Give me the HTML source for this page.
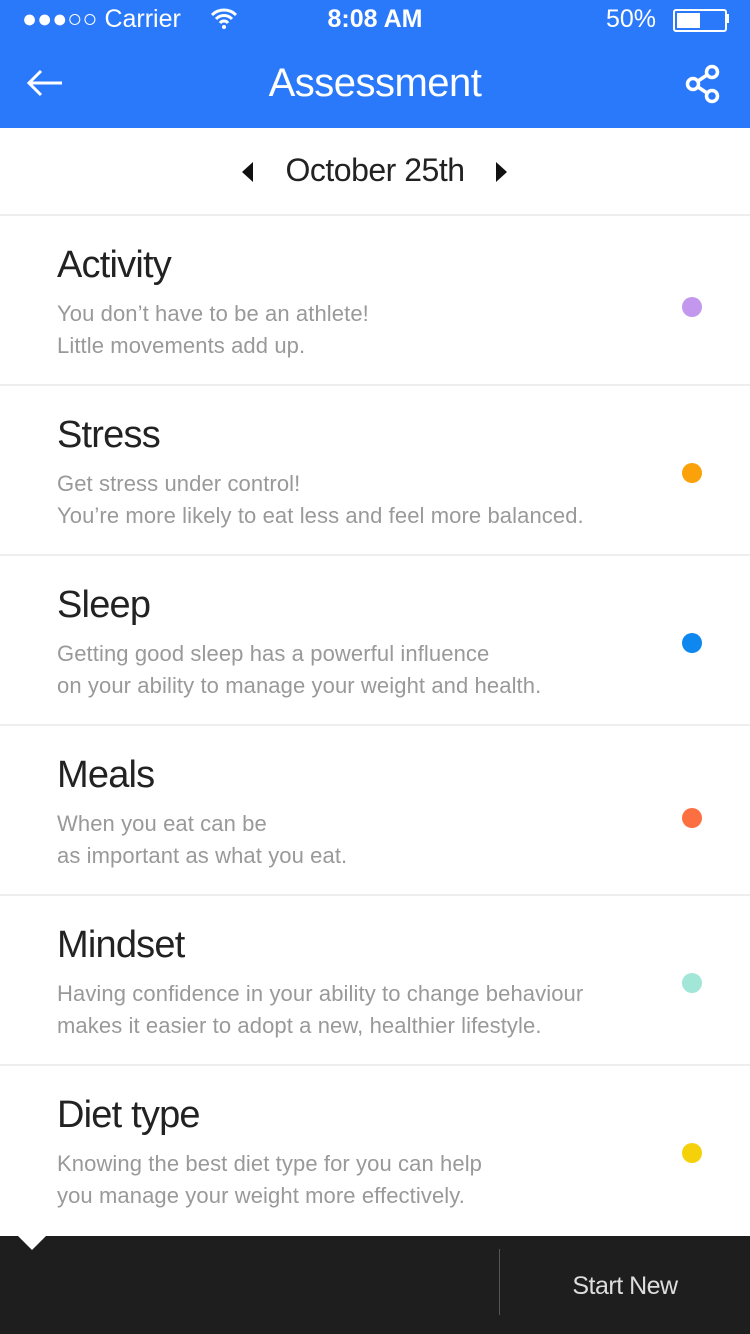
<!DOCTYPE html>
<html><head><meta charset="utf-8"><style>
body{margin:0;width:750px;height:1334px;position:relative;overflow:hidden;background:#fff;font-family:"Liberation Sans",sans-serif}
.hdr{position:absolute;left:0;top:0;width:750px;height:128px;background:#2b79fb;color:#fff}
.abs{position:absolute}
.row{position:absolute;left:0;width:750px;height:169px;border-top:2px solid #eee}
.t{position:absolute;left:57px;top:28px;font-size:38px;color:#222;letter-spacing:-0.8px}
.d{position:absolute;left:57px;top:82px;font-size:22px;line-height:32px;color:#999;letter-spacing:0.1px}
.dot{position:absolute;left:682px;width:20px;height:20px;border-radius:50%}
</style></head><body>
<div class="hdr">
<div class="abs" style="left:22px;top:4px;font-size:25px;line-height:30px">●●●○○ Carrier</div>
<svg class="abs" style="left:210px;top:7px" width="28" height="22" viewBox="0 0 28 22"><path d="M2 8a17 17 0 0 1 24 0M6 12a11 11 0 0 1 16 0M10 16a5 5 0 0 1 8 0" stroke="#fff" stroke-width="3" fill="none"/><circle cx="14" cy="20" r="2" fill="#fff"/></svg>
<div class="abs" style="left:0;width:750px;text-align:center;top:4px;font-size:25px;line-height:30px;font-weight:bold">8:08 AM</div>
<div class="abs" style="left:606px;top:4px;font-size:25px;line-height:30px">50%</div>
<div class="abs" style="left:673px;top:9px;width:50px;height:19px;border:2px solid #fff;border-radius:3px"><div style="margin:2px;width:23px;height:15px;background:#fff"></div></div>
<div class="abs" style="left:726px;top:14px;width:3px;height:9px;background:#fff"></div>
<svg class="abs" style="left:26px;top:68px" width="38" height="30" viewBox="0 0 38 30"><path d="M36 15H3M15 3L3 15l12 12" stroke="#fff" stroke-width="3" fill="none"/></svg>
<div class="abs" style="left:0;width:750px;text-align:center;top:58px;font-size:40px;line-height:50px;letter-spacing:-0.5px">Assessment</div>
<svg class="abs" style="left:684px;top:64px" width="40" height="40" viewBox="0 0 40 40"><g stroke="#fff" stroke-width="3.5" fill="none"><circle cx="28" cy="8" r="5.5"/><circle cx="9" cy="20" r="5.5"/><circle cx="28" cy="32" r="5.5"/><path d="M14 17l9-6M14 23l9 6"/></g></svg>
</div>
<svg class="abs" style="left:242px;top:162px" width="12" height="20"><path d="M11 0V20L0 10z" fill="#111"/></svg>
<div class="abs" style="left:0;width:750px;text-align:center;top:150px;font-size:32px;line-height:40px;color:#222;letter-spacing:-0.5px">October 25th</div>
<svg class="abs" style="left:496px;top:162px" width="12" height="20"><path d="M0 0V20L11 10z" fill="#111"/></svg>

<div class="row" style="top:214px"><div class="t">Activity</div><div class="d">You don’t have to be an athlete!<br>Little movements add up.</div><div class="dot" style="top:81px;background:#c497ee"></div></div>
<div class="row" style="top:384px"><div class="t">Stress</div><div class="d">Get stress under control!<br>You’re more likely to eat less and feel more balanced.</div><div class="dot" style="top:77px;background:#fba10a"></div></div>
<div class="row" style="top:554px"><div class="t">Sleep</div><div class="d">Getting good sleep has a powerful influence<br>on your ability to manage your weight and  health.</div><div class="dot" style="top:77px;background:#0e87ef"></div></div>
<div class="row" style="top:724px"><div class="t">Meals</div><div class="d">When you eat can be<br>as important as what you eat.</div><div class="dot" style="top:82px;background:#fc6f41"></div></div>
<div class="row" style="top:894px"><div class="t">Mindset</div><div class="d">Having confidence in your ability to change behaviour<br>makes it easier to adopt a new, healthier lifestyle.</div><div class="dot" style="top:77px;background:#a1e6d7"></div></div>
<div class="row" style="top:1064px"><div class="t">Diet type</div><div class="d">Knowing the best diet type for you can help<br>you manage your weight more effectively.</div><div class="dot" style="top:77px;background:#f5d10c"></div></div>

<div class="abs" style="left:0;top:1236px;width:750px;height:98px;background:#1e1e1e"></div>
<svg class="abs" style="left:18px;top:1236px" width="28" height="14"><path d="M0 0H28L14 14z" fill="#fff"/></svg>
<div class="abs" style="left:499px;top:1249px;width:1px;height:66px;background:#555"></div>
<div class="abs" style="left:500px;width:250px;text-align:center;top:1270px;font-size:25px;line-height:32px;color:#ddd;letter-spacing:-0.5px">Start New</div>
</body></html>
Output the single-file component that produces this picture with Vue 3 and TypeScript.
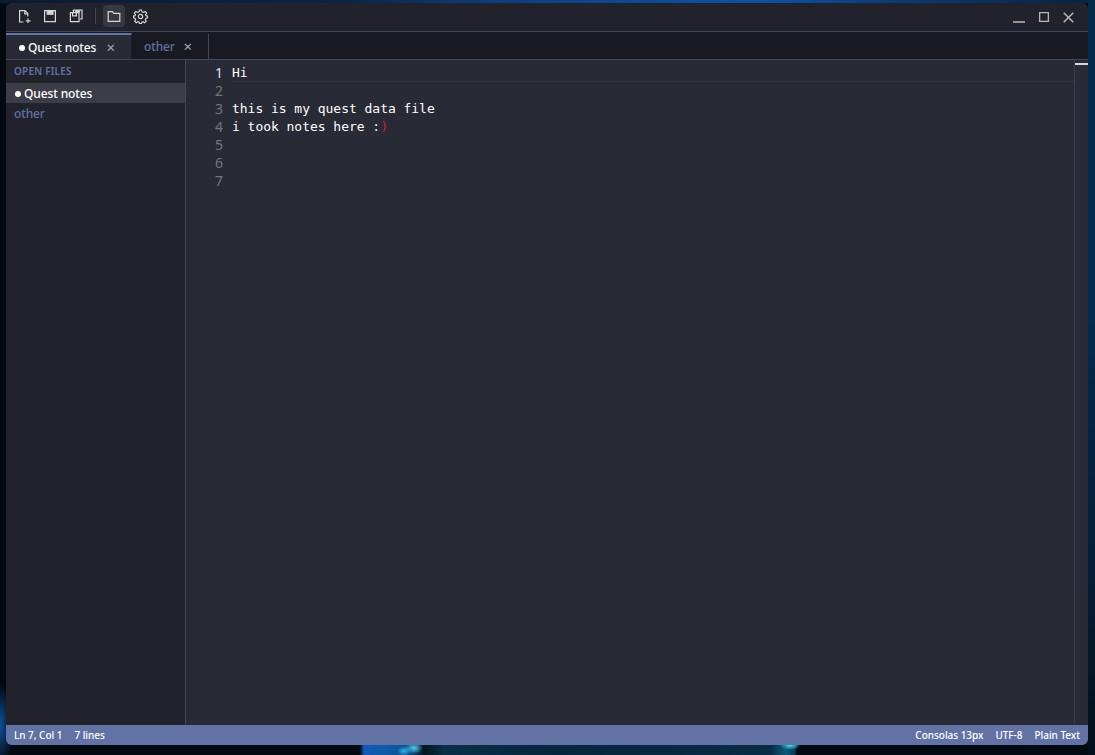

◆ Problem to work on:
Repeat the data exactly, dropping every picture it holds.

◆ Expected answer:
Give me the HTML source for this page.
<!DOCTYPE html>
<html><head><meta charset="utf-8"><style>
body{margin:0;width:750px;height:1334px;position:relative;overflow:hidden;background:#fff;font-family:"Liberation Sans",sans-serif}
.hdr{position:absolute;left:0;top:0;width:750px;height:128px;background:#2b79fb;color:#fff}
.abs{position:absolute}
.row{position:absolute;left:0;width:750px;height:169px;border-top:2px solid #eee}
.t{position:absolute;left:57px;top:28px;font-size:38px;color:#222;letter-spacing:-0.8px}
.d{position:absolute;left:57px;top:82px;font-size:22px;line-height:32px;color:#999;letter-spacing:0.1px}
.dot{position:absolute;left:682px;width:20px;height:20px;border-radius:50%}
</style></head><body>
<div class="hdr">
<div class="abs" style="left:22px;top:4px;font-size:25px;line-height:30px">●●●○○ Carrier</div>
<svg class="abs" style="left:210px;top:7px" width="28" height="22" viewBox="0 0 28 22"><path d="M2 8a17 17 0 0 1 24 0M6 12a11 11 0 0 1 16 0M10 16a5 5 0 0 1 8 0" stroke="#fff" stroke-width="3" fill="none"/><circle cx="14" cy="20" r="2" fill="#fff"/></svg>
<div class="abs" style="left:0;width:750px;text-align:center;top:4px;font-size:25px;line-height:30px;font-weight:bold">8:08 AM</div>
<div class="abs" style="left:606px;top:4px;font-size:25px;line-height:30px">50%</div>
<div class="abs" style="left:673px;top:9px;width:50px;height:19px;border:2px solid #fff;border-radius:3px"><div style="margin:2px;width:23px;height:15px;background:#fff"></div></div>
<div class="abs" style="left:726px;top:14px;width:3px;height:9px;background:#fff"></div>
<svg class="abs" style="left:26px;top:68px" width="38" height="30" viewBox="0 0 38 30"><path d="M36 15H3M15 3L3 15l12 12" stroke="#fff" stroke-width="3" fill="none"/></svg>
<div class="abs" style="left:0;width:750px;text-align:center;top:58px;font-size:40px;line-height:50px;letter-spacing:-0.5px">Assessment</div>
<svg class="abs" style="left:684px;top:64px" width="40" height="40" viewBox="0 0 40 40"><g stroke="#fff" stroke-width="3.5" fill="none"><circle cx="28" cy="8" r="5.5"/><circle cx="9" cy="20" r="5.5"/><circle cx="28" cy="32" r="5.5"/><path d="M14 17l9-6M14 23l9 6"/></g></svg>
</div>
<svg class="abs" style="left:242px;top:162px" width="12" height="20"><path d="M11 0V20L0 10z" fill="#111"/></svg>
<div class="abs" style="left:0;width:750px;text-align:center;top:150px;font-size:32px;line-height:40px;color:#222;letter-spacing:-0.5px">October 25th</div>
<svg class="abs" style="left:496px;top:162px" width="12" height="20"><path d="M0 0V20L11 10z" fill="#111"/></svg>

<div class="row" style="top:214px"><div class="t">Activity</div><div class="d">You don’t have to be an athlete!<br>Little movements add up.</div><div class="dot" style="top:81px;background:#c497ee"></div></div>
<div class="row" style="top:384px"><div class="t">Stress</div><div class="d">Get stress under control!<br>You’re more likely to eat less and feel more balanced.</div><div class="dot" style="top:77px;background:#fba10a"></div></div>
<div class="row" style="top:554px"><div class="t">Sleep</div><div class="d">Getting good sleep has a powerful influence<br>on your ability to manage your weight and  health.</div><div class="dot" style="top:77px;background:#0e87ef"></div></div>
<div class="row" style="top:724px"><div class="t">Meals</div><div class="d">When you eat can be<br>as important as what you eat.</div><div class="dot" style="top:82px;background:#fc6f41"></div></div>
<div class="row" style="top:894px"><div class="t">Mindset</div><div class="d">Having confidence in your ability to change behaviour<br>makes it easier to adopt a new, healthier lifestyle.</div><div class="dot" style="top:77px;background:#a1e6d7"></div></div>
<div class="row" style="top:1064px"><div class="t">Diet type</div><div class="d">Knowing the best diet type for you can help<br>you manage your weight more effectively.</div><div class="dot" style="top:77px;background:#f5d10c"></div></div>

<div class="abs" style="left:0;top:1236px;width:750px;height:98px;background:#1e1e1e"></div>
<svg class="abs" style="left:18px;top:1236px" width="28" height="14"><path d="M0 0H28L14 14z" fill="#fff"/></svg>
<div class="abs" style="left:499px;top:1249px;width:1px;height:66px;background:#555"></div>
<div class="abs" style="left:500px;width:250px;text-align:center;top:1270px;font-size:25px;line-height:32px;color:#ddd;letter-spacing:-0.5px">Start New</div>
</body></html>
Output the single-file component that produces this picture with Vue 3 and TypeScript.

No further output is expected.